Francisco Cruz Martins, brutalmente agredido em 2014 por represálias ligadas ao negócio de Benavente, foi administrador não executivo do Banif entre 1994 e 2000, e também foi acusado pelo Estado angolano de desviar dinheiro adiantado para comprar ações do Banif. Cruz Martins não nega o envolvimento em offshores.

“Quando estive no estrangeiro tive várias. Era por causa dos negócios lá fora. Se fosse contribuinte em Portugal tinha de declarar em Portugal. Estando lá fora não tinha. Não é nada do outro mundo. Tudo normal”, afirma o advogado

Mas a maior parte dos nomes da advocacia portuguesa nos “Panama Papers” têm com as offshores outro tipo de envolvimento, quase sempre assente na prestação de apoio jurídico à aquisição de empresas em jurisdições fiscalmente vantajosas. A SRS, liderada por Pedro Rebelo de Sousa (irmão do Presidente da República), assume essa atividade. “Temos alguns clientes internacionais baseados em alguns destes territórios. Mas no Panamá não”, adiantou fonte oficial da SRS. 

O escritório de Rebelo de Sousa no Porto foi interpelado em novembro de 2008 pela Caradoc LLC, de Las Vegas, que pretendia contratar serviços jurídicos para regularizar com o fisco português uma operação de compra e venda de um imóvel em Oeiras. A SRS, na sua anterior designação (Simmons & Simmons Rebelo de Sousa), é também citada nos registos da Multiarea Consultancy Limited, das Bahamas, que teve como diretores Luís Caprichoso (antigo administrador do BPN) e Henrique Monteiro de Barros (ex-quadro do BCP, do BPN, e da Simmons & Simmons). 

José Miguel Júdice, sócio da PLMJ, também surge nos “Papéis do Panamá”, com uma procuração para representar a Penn Plaza, offshore de João Rendeiro que detém um lote de terreno da Quinta Patiño, em Cascais. A PLMJ, uma das maiores firmas jurídicas do país, também é citada numa procuração de 2005 para representar a Almaha Inc, do Panamá, numa transação de ações da empresa Soltróia.

A Abreu, outro dos grandes escritórios nacionais, figura nos registos da MF, num documento em que é associada à empresa madeirense Dixcart, e em que são citados dois advogados como pontos de contacto: Eduardo Peixoto Gomes e André Gouveia e Silva.

O advogado José António Silva e Sousa, por seu turno, assessorou a compra das offshores Nielsen Construction e Sotheby's International Real Estate, ambas no Panamá. “Porque os negócios previstos se goraram, ambas as sociedades nunca declararam início de atividade”, explicou Silva e Sousa, notando que as quotas de manutenção deixaram de ser pagas em 2014.

O escritório Caetano de Freitas & Associados esteve também envolvido em processos de criação de offshores.
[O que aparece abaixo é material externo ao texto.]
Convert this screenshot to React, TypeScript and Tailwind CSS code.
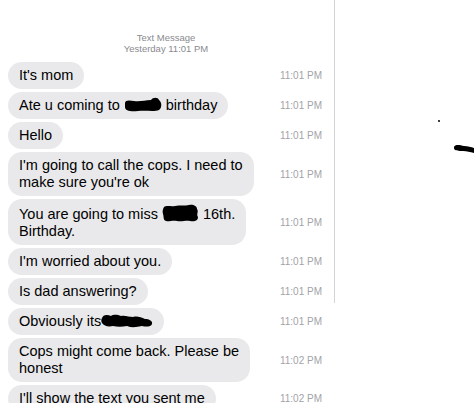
import React from "react"

const FONT = { fontFamily: '"Liberation Sans", Arial, sans-serif' }

function Blob({ kind }: { kind: 1 | 2 | 3 }) {
  if (kind === 1)
    return (
      <svg width="38" height="16" viewBox="0 0 38 16" className="inline-block align-[-3px]">
        <path d="M1 6 C1 3 5 3 10 4 C16 5 21 3 27 3 C29 0 34 0 35 3 C38 5 38 11 35 13 C30 15 22 13 14 14 C7 15 1 14 1 10 Z" fill="#000" />
      </svg>
    )
  if (kind === 2)
    return (
      <svg width="37" height="19" viewBox="0 0 37 19" className="inline-block align-[-4px]">
        <path d="M2 3 C5 1 9 3 13 2 C18 1 23 2 27 1 C31 0 35 2 35 5 C37 8 34 10 36 13 C36 17 32 18 28 17 C24 16 20 18 15 17 C10 16 7 18 4 17 C1 16 2 13 1 10 C0 7 1 5 2 3 Z" fill="#000" />
      </svg>
    )
  return (
    <svg width="52" height="16" viewBox="0 0 52 16" className="inline-block align-[-3px]">
      <path d="M1 5 C3 1 7 2 10 3 C13 1 17 2 20 3 C24 2 28 4 32 4 C36 3 40 4 44 6 C48 6 52 8 51 11 C50 14 45 14 41 13 C36 14 31 15 26 13 C21 14 16 14 12 13 C7 14 3 13 1 10 C0 8 0 7 1 5 Z" fill="#000" />
    </svg>
  )
}

type Msg = { lines: React.ReactNode[]; time: string }

const messages: Msg[] = [
  { lines: ["It's mom"], time: "11:01 PM" },
  { lines: [<>Ate u coming to <Blob kind={1} /> birthday</>], time: "11:01 PM" },
  { lines: ["Hello"], time: "11:01 PM" },
  { lines: ["I'm going to call the cops. I need to", "make sure you're ok"], time: "11:01 PM" },
  { lines: [<>You are going to miss <Blob kind={2} /> 16th.</>, "Birthday."], time: "11:01 PM" },
  { lines: ["I'm worried about you."], time: "11:01 PM" },
  { lines: ["Is dad answering?"], time: "11:01 PM" },
  { lines: [<>Obviously its<Blob kind={3} /></>], time: "11:01 PM" },
  { lines: ["Cops might come back. Please be", "honest"], time: "11:02 PM" },
  { lines: ["I'll show the text you sent me"], time: "11:02 PM" },
]

export default function App() {
  return (
    <div className="relative w-[474px] h-[403px] overflow-hidden bg-white" style={FONT}>
      <div className="w-[332px] pt-[32px]">
        <div className="text-center text-[9.5px] leading-[11px] text-[#8a8a8f]">
          <div>Text Message</div>
          <div>Yesterday 11:01 PM</div>
        </div>
        <div className="mt-[8px] flex flex-col gap-[3px]">
          {messages.map((m, i) => (
            <div key={i} className="flex items-center">
              <div className="flex-1 pl-[8px]">
                <div className="inline-block rounded-[14px] bg-[#e9e9eb] px-[11px] py-[5px] text-[14.5px] leading-[17px] text-black whitespace-nowrap">
                  {m.lines.map((l, j) => (
                    <div key={j}>{l}</div>
                  ))}
                </div>
              </div>
              <div className="w-[60px] pr-[10px] text-right text-[10px] text-[#a3a3a8]">{m.time}</div>
            </div>
          ))}
        </div>
      </div>
      {/* overlapping screenshot edge + scribbles */}
      <div className="absolute left-[334px] top-0 h-[303px] w-px bg-[#d4d4d6]" />
      <div className="absolute left-[438px] top-[120px] h-[2px] w-[2px] rounded-full bg-black" />
      <svg className="absolute left-[452px] top-[143px]" width="22" height="12" viewBox="0 0 22 12">
        <path d="M2 4 C3 1 8 2 12 3 C16 3 19 4 22 5 L22 10 C18 9 15 8 11 8 C7 8 2 8 2 5 Z" fill="#000" />
      </svg>
    </div>
  )
}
Uma está ainda ativa. É a Eastern Chaser Limited, de Hong Kong, criada por uma empresa de matérias-primas para suplementos alimentares. “A nossa intervenção ficou limitada ao envio de documentos de identificação”, esclarece Miguel Caetano de Freitas. 

Outras firmas também tiveram relações com a MF, que entretanto se extinguiram. É o caso da Ana Bruno & Associados, que em 2014 foi alvo de buscas, após em 2012 ter ficado associada ao caso Monte Branco, pelas suas ligações à gestora de fortunas Akoya. 

Há mais de duas dezenas de advogados e escritórios portugueses já identificados pelo Expresso e pela TVI nos “Papéis do Panamá”, mas em muitos casos trata-se apenas de contactos exploratórios com a Mossack Fonseca que não se materializaram na criação de offshores.